_YOUR TASK_
Write out exactly the lines from the line with "Write the React" through the line with "const total = (0.015", both ends included, and no other line.

_DATASET ENTRIES_
-- begin --

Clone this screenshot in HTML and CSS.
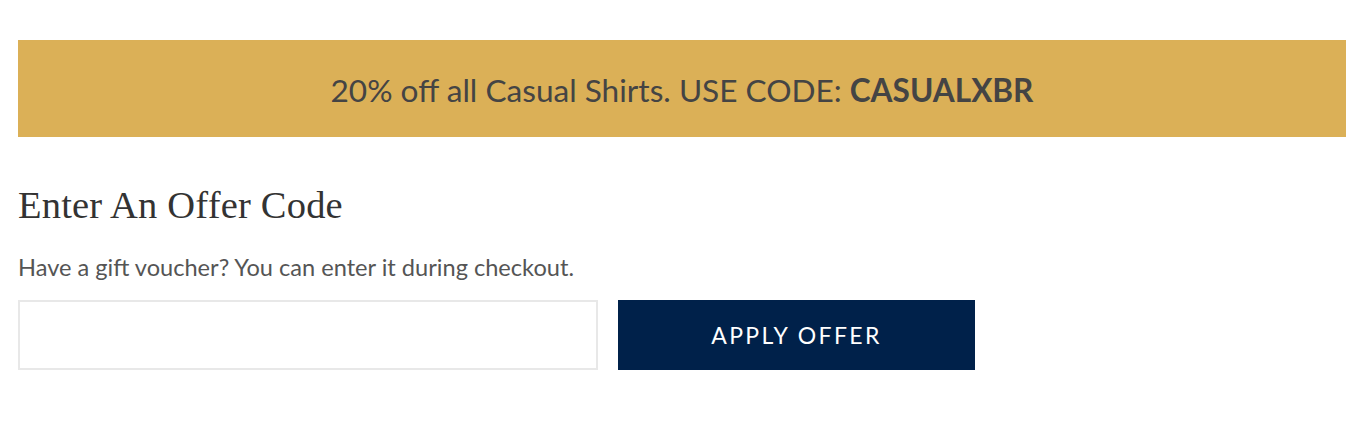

-- end --
-- begin --

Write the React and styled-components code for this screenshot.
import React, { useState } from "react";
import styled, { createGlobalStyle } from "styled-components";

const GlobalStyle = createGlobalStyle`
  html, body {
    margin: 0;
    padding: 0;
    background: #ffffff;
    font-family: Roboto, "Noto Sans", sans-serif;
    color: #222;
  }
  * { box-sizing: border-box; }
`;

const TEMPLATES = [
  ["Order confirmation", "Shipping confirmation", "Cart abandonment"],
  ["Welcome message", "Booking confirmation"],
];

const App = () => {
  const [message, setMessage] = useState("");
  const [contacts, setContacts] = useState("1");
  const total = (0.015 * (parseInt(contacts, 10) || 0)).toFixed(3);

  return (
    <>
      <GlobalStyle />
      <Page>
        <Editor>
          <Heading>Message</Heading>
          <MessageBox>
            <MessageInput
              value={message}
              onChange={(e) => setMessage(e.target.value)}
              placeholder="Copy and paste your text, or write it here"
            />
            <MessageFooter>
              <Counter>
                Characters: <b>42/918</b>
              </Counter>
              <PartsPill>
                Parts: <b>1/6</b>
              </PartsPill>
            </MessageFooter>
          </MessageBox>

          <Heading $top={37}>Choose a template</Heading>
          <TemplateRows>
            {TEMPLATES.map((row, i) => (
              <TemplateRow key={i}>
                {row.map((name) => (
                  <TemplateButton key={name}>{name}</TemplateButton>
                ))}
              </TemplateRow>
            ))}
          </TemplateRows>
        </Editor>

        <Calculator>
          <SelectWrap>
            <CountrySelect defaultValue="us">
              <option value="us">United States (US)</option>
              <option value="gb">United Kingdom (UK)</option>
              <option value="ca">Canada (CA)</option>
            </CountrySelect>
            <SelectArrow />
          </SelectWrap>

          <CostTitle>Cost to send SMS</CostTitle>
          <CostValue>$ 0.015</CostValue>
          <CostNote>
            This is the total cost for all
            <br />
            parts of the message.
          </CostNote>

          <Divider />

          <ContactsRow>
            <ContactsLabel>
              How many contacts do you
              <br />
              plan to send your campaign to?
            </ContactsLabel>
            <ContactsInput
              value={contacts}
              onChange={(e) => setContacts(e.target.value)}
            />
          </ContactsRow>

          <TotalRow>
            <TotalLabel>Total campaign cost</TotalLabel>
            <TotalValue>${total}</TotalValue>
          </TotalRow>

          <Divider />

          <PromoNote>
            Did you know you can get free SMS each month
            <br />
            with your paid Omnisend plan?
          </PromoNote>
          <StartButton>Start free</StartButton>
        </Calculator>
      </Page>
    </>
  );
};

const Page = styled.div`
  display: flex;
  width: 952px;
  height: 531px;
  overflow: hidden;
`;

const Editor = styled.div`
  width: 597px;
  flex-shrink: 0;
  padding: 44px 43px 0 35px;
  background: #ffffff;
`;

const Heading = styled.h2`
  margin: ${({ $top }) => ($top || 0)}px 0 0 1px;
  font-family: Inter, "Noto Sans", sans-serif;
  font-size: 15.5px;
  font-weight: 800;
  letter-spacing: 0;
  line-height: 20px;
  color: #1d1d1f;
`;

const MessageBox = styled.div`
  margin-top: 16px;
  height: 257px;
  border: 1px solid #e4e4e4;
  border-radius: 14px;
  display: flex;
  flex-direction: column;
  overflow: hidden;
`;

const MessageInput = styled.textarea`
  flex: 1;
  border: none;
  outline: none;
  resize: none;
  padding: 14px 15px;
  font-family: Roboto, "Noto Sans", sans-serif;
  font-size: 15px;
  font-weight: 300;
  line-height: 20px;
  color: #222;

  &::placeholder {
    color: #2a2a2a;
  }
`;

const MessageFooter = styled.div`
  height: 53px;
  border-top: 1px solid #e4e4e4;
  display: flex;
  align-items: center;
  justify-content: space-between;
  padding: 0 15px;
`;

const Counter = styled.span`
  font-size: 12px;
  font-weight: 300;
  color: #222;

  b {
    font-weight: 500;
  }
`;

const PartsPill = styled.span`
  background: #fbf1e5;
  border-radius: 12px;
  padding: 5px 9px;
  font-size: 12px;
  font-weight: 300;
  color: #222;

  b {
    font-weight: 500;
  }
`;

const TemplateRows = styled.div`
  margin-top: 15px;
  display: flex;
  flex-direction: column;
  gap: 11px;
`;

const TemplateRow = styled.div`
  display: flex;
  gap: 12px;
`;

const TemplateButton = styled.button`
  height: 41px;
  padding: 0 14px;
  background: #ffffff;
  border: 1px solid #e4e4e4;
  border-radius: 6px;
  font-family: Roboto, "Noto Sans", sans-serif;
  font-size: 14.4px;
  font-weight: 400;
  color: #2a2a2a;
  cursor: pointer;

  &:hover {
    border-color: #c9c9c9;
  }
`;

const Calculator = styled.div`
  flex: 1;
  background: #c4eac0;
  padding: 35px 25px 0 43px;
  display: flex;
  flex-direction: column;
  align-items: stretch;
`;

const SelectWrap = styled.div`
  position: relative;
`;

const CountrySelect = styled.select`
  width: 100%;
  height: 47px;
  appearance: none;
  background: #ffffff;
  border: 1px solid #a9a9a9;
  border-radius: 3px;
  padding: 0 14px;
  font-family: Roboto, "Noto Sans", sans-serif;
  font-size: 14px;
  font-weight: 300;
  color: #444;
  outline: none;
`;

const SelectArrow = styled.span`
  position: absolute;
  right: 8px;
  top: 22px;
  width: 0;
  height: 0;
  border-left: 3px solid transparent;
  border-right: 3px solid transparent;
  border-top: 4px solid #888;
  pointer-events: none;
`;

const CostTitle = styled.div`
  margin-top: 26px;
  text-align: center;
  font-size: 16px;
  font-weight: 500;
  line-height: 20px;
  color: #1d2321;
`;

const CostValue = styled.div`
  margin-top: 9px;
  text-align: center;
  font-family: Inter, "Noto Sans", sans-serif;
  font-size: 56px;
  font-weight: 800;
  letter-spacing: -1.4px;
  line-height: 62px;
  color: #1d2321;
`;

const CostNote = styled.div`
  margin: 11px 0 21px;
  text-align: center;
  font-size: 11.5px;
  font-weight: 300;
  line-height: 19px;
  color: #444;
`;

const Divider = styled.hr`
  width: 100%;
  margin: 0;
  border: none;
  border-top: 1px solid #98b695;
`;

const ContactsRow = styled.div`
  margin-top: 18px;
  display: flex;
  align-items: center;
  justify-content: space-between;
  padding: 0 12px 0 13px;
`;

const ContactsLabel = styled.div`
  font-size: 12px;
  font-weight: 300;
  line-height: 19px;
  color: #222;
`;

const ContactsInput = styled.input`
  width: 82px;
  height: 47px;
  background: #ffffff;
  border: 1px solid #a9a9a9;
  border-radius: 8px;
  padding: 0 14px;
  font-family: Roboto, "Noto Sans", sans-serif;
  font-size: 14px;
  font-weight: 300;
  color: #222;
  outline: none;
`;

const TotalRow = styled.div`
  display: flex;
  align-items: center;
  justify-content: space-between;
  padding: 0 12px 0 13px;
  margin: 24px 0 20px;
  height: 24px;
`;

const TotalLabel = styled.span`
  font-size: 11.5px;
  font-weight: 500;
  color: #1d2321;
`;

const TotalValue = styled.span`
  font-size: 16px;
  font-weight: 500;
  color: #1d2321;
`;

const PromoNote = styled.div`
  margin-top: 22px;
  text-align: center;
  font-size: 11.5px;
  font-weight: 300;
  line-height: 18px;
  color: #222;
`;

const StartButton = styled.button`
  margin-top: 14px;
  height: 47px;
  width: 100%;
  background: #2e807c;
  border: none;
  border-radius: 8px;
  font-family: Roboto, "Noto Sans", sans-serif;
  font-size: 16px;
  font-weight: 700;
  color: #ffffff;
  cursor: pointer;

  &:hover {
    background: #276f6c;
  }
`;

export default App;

-- end --

_RESPONSE TO THIS EXERCISE_
Write the React and styled-components code for this screenshot.
import React, { useState } from "react";
import styled, { createGlobalStyle } from "styled-components";

const GlobalStyle = createGlobalStyle`
  html, body {
    margin: 0;
    padding: 0;
    background: #ffffff;
    font-family: Roboto, "Noto Sans", sans-serif;
    color: #222;
  }
  * { box-sizing: border-box; }
`;

const TEMPLATES = [
  ["Order confirmation", "Shipping confirmation", "Cart abandonment"],
  ["Welcome message", "Booking confirmation"],
];

const App = () => {
  const [message, setMessage] = useState("");
  const [contacts, setContacts] = useState("1");
  const total = (0.015 * (parseInt(contacts, 10) || 0)).toFixed(3);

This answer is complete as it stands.